2006 hero Detroit City achieved a notable double when following up his Triumph Hurdle win with a big flat handicap victory in the same season, coming home in front in the Cesarewitch for Philip Hobbs.
It is Commanche Court who must go down as one of the most versatile winners however. Having demonstrated the requisite speed and hurdling ability to provide Ted Walsh with his only festival winner here in 1997, Commanche Court also showed he possessed immense reserves of stamina and an aptitude for fences, he took the Irish Grand National and Punchestown Gold Cup in the year 2000.

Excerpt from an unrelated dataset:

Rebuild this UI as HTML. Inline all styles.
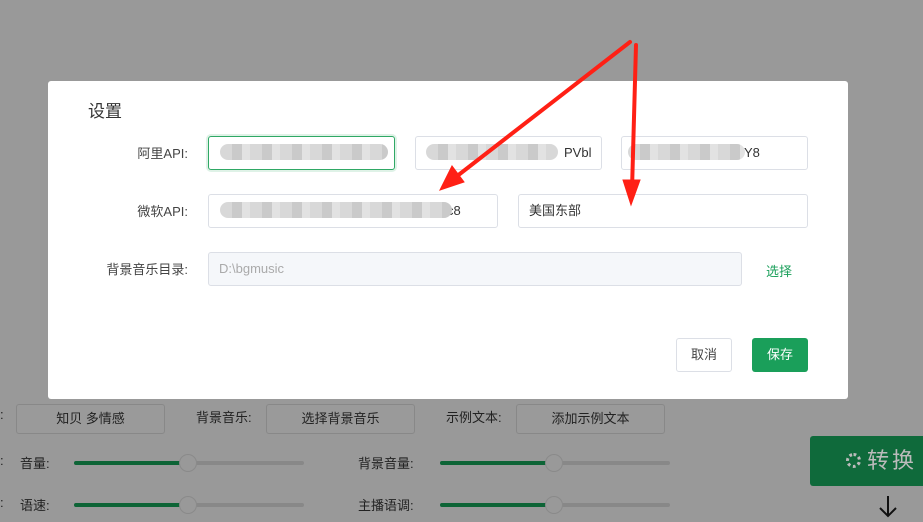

Headed into the year 2015, Nicky Henderson already headed the trainers list here, with five wins. Not content with notching his sixth win in the race in that year, he trained the second and third for good measure, a remarkable feat. He then added his seventh winner in 2019 with Pentland Hills. Henderson is also one of only two men to have trained the winner in consecutive years, the other being Ryan Price back in 1961-62.
Similarly only two jockeys have managed to win two in a row. Persian War’s jockey, Jimmy Uttley, followed up in 1968 with England’s Glory. Nicky Henderson provided Barry Geraghty with wins aboard Zaynar (2009) and Soldatino (2010). Geraghty leads the way overall, having also taken the race for Henderson in 2015 with Peace And Co, and Spectroscope in 2003 for Jonjo O’Neill.
Jonjo O’Neill earns an extra mention here as he is the only man to have both ridden and trained the winner, having been aboard Peterhof in 1976.